**Short task:** Look through the data below. Collect every line where the word "this" occurs.

Rows from a dataset of pages and code:
□ □ □ □ □ □ □
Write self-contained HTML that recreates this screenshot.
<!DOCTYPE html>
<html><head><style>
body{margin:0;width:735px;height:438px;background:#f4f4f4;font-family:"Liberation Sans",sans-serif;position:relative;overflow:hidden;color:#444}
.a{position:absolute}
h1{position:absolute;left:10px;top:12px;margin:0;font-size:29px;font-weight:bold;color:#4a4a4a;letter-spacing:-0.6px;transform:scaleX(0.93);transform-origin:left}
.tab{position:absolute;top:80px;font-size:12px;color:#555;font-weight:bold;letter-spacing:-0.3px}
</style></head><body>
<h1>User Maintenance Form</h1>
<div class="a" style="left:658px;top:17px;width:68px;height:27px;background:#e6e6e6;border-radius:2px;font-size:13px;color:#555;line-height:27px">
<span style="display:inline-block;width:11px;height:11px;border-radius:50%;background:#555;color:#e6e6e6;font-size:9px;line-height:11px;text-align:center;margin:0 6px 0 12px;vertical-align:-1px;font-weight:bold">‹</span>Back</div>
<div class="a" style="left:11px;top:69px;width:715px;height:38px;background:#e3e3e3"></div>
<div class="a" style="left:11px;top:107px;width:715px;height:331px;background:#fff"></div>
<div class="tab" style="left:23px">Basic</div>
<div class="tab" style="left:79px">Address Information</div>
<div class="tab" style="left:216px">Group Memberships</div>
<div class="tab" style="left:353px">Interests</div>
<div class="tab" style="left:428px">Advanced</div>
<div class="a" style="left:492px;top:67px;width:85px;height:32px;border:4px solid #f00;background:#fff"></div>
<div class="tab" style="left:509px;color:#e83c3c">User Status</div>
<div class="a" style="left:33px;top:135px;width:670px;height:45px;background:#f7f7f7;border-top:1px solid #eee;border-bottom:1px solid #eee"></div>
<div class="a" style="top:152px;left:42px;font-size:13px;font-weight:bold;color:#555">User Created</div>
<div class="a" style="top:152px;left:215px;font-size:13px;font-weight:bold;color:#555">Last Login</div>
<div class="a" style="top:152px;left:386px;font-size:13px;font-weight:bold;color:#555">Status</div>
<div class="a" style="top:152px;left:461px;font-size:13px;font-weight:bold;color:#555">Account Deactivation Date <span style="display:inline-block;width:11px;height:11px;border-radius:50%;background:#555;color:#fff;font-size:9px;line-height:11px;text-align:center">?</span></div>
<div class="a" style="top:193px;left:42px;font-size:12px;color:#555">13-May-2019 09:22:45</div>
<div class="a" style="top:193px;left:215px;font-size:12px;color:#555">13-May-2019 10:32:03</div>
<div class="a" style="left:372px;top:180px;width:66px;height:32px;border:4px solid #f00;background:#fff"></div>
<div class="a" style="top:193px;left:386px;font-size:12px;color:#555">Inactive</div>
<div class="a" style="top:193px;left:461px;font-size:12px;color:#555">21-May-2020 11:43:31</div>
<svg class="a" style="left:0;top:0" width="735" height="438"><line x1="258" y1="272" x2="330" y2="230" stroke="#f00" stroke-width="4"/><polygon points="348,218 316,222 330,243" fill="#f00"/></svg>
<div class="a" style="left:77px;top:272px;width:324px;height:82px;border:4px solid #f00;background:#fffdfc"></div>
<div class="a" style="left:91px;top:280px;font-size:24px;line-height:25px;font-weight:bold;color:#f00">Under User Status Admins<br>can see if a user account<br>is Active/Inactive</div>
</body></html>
□ □ □ □ □ □ □
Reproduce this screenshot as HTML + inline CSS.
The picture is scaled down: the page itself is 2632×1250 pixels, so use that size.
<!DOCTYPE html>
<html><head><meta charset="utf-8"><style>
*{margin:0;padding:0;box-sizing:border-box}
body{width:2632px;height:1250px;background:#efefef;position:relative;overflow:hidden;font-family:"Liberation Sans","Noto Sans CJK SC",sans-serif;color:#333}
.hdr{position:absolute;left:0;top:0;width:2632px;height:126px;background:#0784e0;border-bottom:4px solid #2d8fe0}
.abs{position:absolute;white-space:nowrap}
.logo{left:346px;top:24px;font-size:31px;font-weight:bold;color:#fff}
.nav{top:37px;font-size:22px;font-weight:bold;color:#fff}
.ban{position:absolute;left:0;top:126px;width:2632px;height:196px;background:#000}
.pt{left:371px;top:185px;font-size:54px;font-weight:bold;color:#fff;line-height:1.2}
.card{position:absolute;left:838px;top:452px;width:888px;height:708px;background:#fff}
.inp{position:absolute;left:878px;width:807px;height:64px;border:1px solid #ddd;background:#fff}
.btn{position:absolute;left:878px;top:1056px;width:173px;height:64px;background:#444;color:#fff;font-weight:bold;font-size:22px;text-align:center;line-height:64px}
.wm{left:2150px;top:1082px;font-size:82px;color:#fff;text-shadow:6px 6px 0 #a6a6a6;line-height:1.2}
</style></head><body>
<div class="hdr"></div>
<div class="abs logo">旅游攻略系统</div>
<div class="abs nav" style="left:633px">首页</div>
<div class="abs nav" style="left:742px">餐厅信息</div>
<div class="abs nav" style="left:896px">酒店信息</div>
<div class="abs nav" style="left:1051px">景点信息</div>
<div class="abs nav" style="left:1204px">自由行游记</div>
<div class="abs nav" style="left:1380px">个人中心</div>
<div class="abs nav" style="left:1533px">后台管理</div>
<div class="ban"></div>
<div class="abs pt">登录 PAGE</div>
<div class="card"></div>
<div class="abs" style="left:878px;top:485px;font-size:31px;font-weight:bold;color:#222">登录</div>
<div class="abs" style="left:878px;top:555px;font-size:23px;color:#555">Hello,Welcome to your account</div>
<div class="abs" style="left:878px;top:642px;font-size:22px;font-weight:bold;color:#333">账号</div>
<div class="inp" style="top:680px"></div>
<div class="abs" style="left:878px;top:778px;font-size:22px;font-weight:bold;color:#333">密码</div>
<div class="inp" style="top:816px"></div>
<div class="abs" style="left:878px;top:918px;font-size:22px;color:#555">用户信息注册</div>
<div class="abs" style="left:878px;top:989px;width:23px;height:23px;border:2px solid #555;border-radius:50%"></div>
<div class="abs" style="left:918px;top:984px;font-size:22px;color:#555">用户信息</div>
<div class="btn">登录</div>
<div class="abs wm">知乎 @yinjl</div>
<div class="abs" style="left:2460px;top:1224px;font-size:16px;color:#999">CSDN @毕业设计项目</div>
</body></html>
□ □ □ □ □ □ □
**Solution to the problem:**
Write self-contained HTML that recreates this screenshot.
Reproduce this screenshot as HTML + inline CSS.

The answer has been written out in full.